The majority of the film takes place in the prison, with Mikal desperately trying to understand his older brother's murderous intentions, as well as getting to know this brother who spent twenty two years in prison before he died. Frank Jr does not handle the stress well, and disappears, leaving Mikal to deal with Gary alone.

The film is punctuated with childhood memories that are easily defined as dysfunctional. Frank Sr was a horrible man who beat his children, including a brother who died young- the victim of a stabbing. Mother Bessie was not much better. She was wrapped up in a mystical form of Mormonism, seeing ghosts and knowing her family was doomed to fail. Everyone seems to humor the put upon Bessie, who even threatens to slit Frank Sr.'s throat in front of the kids.

As we know, Gilmore is executed, the story covered by the book (by Norman Mailer) and film "The Executioner's Song" with Tommy Lee Jones as Gary. The remaining Gilmore brothers try to get on with their lives, never having children, not chancing a repeat of their father's behavior.

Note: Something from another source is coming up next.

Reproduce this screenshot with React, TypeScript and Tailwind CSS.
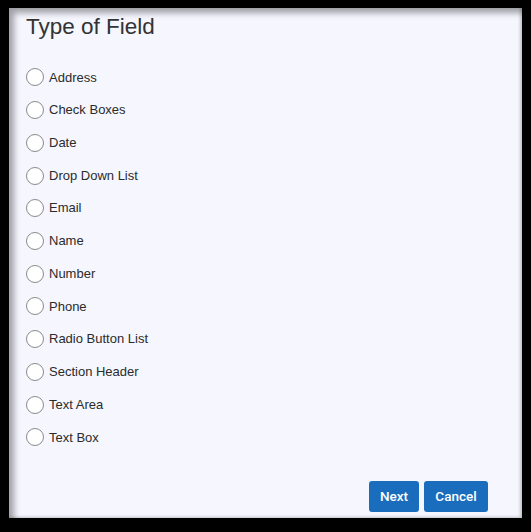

If you get a chance to read Gilmore's book, do so. It is shattering, and difficult to get through because of the pain that is evident on every page. You will feel remorse for these damaged children and adults, and wonder how Mikal seemed to survive and deal with tragedy.

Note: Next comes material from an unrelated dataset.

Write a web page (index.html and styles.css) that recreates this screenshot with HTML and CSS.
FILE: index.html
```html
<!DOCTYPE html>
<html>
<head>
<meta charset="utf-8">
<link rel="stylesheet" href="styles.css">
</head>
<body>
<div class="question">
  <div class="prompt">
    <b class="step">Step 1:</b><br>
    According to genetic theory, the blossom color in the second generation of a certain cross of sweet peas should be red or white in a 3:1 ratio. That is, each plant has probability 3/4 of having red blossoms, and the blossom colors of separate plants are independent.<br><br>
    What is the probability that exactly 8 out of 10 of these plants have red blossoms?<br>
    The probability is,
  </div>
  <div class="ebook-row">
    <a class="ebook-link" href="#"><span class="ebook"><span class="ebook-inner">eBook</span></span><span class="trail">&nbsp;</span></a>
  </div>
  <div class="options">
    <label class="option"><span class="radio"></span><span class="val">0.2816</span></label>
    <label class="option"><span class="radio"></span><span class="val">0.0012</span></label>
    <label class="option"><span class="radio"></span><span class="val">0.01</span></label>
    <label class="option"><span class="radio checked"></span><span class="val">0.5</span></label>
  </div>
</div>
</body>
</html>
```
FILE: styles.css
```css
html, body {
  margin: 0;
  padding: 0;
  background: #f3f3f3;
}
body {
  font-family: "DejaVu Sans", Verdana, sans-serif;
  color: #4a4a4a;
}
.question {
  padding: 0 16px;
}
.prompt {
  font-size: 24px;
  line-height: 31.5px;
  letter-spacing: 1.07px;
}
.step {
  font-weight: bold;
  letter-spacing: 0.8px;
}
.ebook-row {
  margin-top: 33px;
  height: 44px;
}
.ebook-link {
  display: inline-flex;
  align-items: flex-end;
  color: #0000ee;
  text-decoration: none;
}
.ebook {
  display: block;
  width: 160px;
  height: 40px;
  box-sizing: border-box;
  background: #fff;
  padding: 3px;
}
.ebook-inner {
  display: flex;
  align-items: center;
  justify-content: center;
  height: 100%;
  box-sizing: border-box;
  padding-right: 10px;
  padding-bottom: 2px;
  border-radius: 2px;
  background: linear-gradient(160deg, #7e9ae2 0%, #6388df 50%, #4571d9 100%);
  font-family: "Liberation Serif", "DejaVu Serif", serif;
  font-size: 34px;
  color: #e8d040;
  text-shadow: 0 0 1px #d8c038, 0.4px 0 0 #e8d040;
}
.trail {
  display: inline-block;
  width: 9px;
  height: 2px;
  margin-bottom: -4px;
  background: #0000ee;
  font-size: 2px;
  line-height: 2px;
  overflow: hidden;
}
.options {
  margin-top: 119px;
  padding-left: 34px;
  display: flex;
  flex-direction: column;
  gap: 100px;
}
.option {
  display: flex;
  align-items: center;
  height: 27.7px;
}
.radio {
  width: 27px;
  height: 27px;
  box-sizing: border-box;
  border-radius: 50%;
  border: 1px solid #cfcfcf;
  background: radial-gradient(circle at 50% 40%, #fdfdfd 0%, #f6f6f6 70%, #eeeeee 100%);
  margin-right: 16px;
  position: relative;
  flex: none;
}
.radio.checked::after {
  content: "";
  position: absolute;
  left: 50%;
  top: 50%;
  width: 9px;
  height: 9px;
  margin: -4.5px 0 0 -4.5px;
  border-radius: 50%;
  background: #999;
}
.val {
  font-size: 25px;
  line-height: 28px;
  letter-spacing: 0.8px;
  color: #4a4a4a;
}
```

As a film, the story is translated well to the screen. The mystical paranoia surrounding the family is played well without being silly. The few ghost scenes are creepy, but this is not horror. The flashbacks are also kept to a minimum, with the audience getting a sense of the family's pain without numbing to it after violent act upon violent act is recreated. I think this is also a drawback. Gilmore's book is so rich in detail, delving into his parents' lives and uncovering events that had profound and evil influences on both of them. Here, at ninety seven minutes, the film can only touch on these events, and leaves the viewer not "wanting" more, but not understanding what the big deal is. Gilmore's book should have been turned into a four hour mini-series made for pay cable (the film debuted on HBO), where the violence and debauchery could be shown, and more importantly, understood. Gary's horrific reform school days are not touched on, neither is the fourth brother (except briefly).

Holland does many interesting things with her camera. She plays with the actors' placements during dialogue scenes, and keeps her camera moving without taking away the power of the actors. Ribisi is always good in comedy or drama, and he is good here. He is the right age at this time in Mikal's life, and plays well off of his cast members. Lee Tergesen, who I have only seen in comedies, is also good as Frank Jr. The pain on his face is so real, he makes this character seem effortless. Amy Madigan and Sam Shepard are good in their brief flashback roles, and the makeup people age Madigan well without applying two inches of latex to her face. As I wrote, I wish more could have been done in the film, giving Shepard and Madigan more to do. Eric Bogosian, who deserved an Oscar for 1989's "Talk Radio," is good as Lawrence Schiller in an underwritten role. I got the feeling his best scenes are on a cutting room floor, his Schiller appears long enough to ask Mikal some philosophical questions Mikal is asking himself anyway, then disappears. Finally, Elias Koteas. This actor has had a varied career, but so far, his Gary Gilmore is a highlight. He resembles the killer closer than Tommy Lee Jones did, and his performance seems more real. Mikal was there, and his scenes with Gary resonate with a quality that seems eerily realistic. Koteas also makes his pain effortless, and he never screws up or makes a bad move.

I appreciated what the film makers tried to do, capturing the feel of Mikal Gilmore's book. Unfortunately, all they captured was a feel. They never went into the pain, the meat and potatoes of the book, opting instead to get to the surface and nothing more. The actors are not at fault, nor the director, but hopefully deleted scenes, a longer version, or a remake will someday do Mikal Gilmore's words justice.

There is a great story here, a true story that can shake people to their core, and I am still waiting for that story to be filmed. "Shot in the Heart" is fine film making, but stick with the book. (* * * *) out of five stars.